Как я теперь понимаю, эти мои переходы на официозные рельсы были для меня, как это ни странно на первый взгляд, наиболее опасны. Когда я бывал «против», я все-таки бывал в какой-то степени осторожен, а когда «за», всякую осторожность терял. А этого делать нельзя было ни в коем случае. Для Сталина и сталинщины своих не было, сторонники не требовались. Требовались холопы, не задающие вопросов и знаюшие свое место. Неудивительно, что и арестован в 1947 году я был, находясь на восторженно-официальных позициях. Нужны они были кому-то, мои позиции!

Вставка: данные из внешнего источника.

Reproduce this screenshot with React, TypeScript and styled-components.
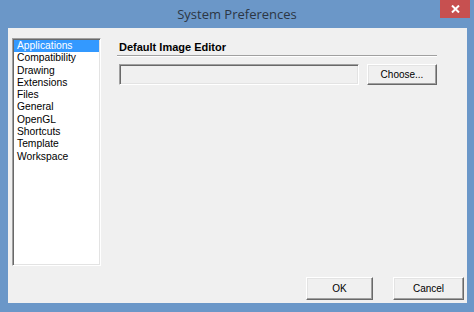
import styled, { createGlobalStyle } from "styled-components";

const GlobalStyle = createGlobalStyle`
  html, body {
    margin: 0;
    padding: 0;
    background: #6b97c8;
  }
  * {
    box-sizing: border-box;
  }
`;

const Window = styled.div`
  width: 474px;
  height: 312px;
  background: #6b97c8;
  display: flex;
  flex-direction: column;
  padding: 0 7px 9px 8px;
  font-family: "Liberation Sans", Arial, sans-serif;
`;

const TitleBar = styled.div`
  height: 28px;
  display: grid;
  grid-template-columns: 1fr auto 1fr;
  align-items: start;
  margin: 0 -7px 0 -8px;
`;

const Title = styled.div`
  grid-column: 2;
  font-family: "Open Sans", "Noto Sans", sans-serif;
  font-size: 13px;
  line-height: 28px;
  color: #2c3644;
`;

const CloseButton = styled.button`
  grid-column: 3;
  justify-self: end;
  margin-right: 4px;
  width: 30px;
  height: 18px;
  border: none;
  padding: 0;
  background: #c75050;
  display: flex;
  align-items: center;
  justify-content: center;
`;

const Client = styled.div`
  flex: 1;
  background: #f0f0f0;
  display: flex;
  flex-direction: column;
  padding: 10px 3px 3px 4px;
  font-size: 10px;
  color: #000;
`;

const Body = styled.div`
  display: flex;
  gap: 16px;
`;

const ListBox = styled.ul`
  margin: 0;
  padding: 1px 0 0;
  list-style: none;
  width: 89px;
  height: 228px;
  background: #fff;
  border-style: solid;
  border-width: 1px;
  border-color: #a0a0a0 #ffffff #ffffff #a0a0a0;
  box-shadow: inset 1px 1px 0 #696969, inset -1px -1px 0 #e3e3e3;
`;

const Item = styled.li<{ $selected?: boolean }>`
  height: 12.3px;
  line-height: 12.3px;
  margin: 0 1px 0 1px;
  padding-left: 3px;
  white-space: nowrap;
  font-size: 10.3px;
  background: ${(p) => (p.$selected ? "#3399ff" : "transparent")};
  color: ${(p) => (p.$selected ? "#fff" : "#000")};
`;

const Panel = styled.div`
  width: 320px;
  display: flex;
  flex-direction: column;
`;

const Heading = styled.div`
  font-weight: bold;
  font-size: 11px;
  line-height: 14px;
  padding: 2px 0 0 2px;
  height: 18px;
  border-bottom: 1px solid #a0a0a0;
  box-shadow: 0 1px 0 #fff;
`;

const FieldRow = styled.div`
  display: flex;
  gap: 8px;
  margin: 8px 0 0 2px;
`;

const Field = styled.div`
  width: 240px;
  height: 21px;
  background: #f0f0f0;
  border-style: solid;
  border-width: 1px;
  border-color: #a0a0a0 #ffffff #ffffff #a0a0a0;
  box-shadow: inset 1px 1px 0 #696969, inset -1px -1px 0 #e3e3e3;
`;

const Button = styled.button<{ $w: number; $h: number }>`
  width: ${(p) => p.$w}px;
  height: ${(p) => p.$h}px;
  padding: 0;
  background: #f0f0f0;
  font-family: "Liberation Sans", Arial, sans-serif;
  font-size: 10px;
  color: #000;
  border-style: solid;
  border-width: 1px;
  border-color: #ffffff #696969 #696969 #ffffff;
  box-shadow: inset -1px -1px 0 #a0a0a0, inset 1px 1px 0 #e3e3e3;
`;

const Footer = styled.div`
  margin-top: auto;
  display: flex;
  justify-content: flex-end;
  gap: 20px;
`;

const items = [
  "Applications",
  "Compatibility",
  "Drawing",
  "Extensions",
  "Files",
  "General",
  "OpenGL",
  "Shortcuts",
  "Template",
  "Workspace",
];

export default function App() {
  return (
    <Window>
      <GlobalStyle />
      <TitleBar>
        <Title>System Preferences</Title>
        <CloseButton aria-label="Close">
          <svg width="9" height="8" viewBox="0 0 9 8">
            <path d="M1 0.5 L8 7.5 M8 0.5 L1 7.5" stroke="#fff" strokeWidth="2" />
          </svg>
        </CloseButton>
      </TitleBar>
      <Client>
        <Body>
          <ListBox>
            {items.map((name, i) => (
              <Item key={name} $selected={i === 0}>
                {name}
              </Item>
            ))}
          </ListBox>
          <Panel>
            <Heading>Default Image Editor</Heading>
            <FieldRow>
              <Field />
              <Button $w={70} $h={21}>Choose...</Button>
            </FieldRow>
          </Panel>
        </Body>
        <Footer>
          <Button $w={67} $h={23}>OK</Button>
          <Button $w={71} $h={23}>Cancel</Button>
        </Footer>
      </Client>
    </Window>
  );
}
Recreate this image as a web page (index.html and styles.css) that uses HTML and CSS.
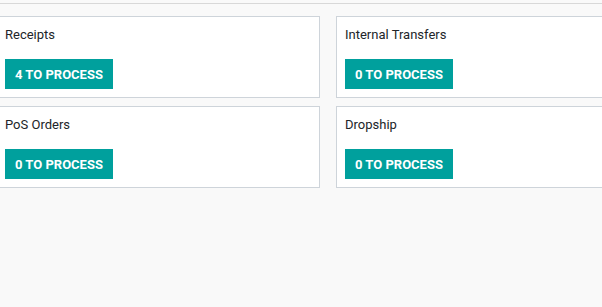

В детстве они были тоже никому не нужны, но я этого еще не знал (впрочем, как в юности и молодости). И поэтому полагал, что антимещанский пафос тогдашних моих стихов соответствует не только моим чувствам и мыслям, но и «линии» и должен быть близок и желателен тем, кто ее проводит. Кроме того, тут я следовал Маяковскому, превозносимому за это же до небес. Да и партию ведь, если она партия, не могло же не пугать, что ее «великое дело» может потонуть в море безыдейности. Представить же, что к тому времени это образование уже не было партией и его ничто не могло волновать, я тогда до конца еще не мог.
Мои представления о партии — это тот определяемый вовсе не возрастом инфантильный антропоморфизм, в который впадали, ища объяснения примитивным решениям, не только зеленые юнцы, не только ошалевшие граждане изнасилованной страны, но и государственные деятели независимых и даже враждебных государств. Не говоря уж об «интеллектуалах», для которых все примитивное неправдоподобно. Всем человечеством мы придумывали объяснения и мотивы поступков Сталина и его порождений — ему и трудиться не надо было. Потому что то, что мы видели и что проявлялось достаточно открыто, было слишком нелепо, слишком низменно и слишком унизительно — хоть для меня, хоть для Черчилля (для него чуть менее — он не беспокоился о чистоте «идеи»).
Но тогда я все принимал за чистую монету, и неприятности у меня начались очень скоро. Все они исходили от директора нашей школы Ивана Федоровича Головача, личности вопреки мнению многих, кто его знал, примечательной, представлявшей собой любопытный штрих того времени. Ну хотя бы потому, что в школу он попал, будучи по неизвестной нам причине снят с поста редактора какого-то республиканского партийного журнала. Одно время он преподавал у нас украинский язык, и преподавал хорошо, чувствовалось, что он к этому вполне подготовлен. Пластов культуры за ним не ощущалось, но квалификация была. Видимо, кончил нечто вроде Института красной профессуры.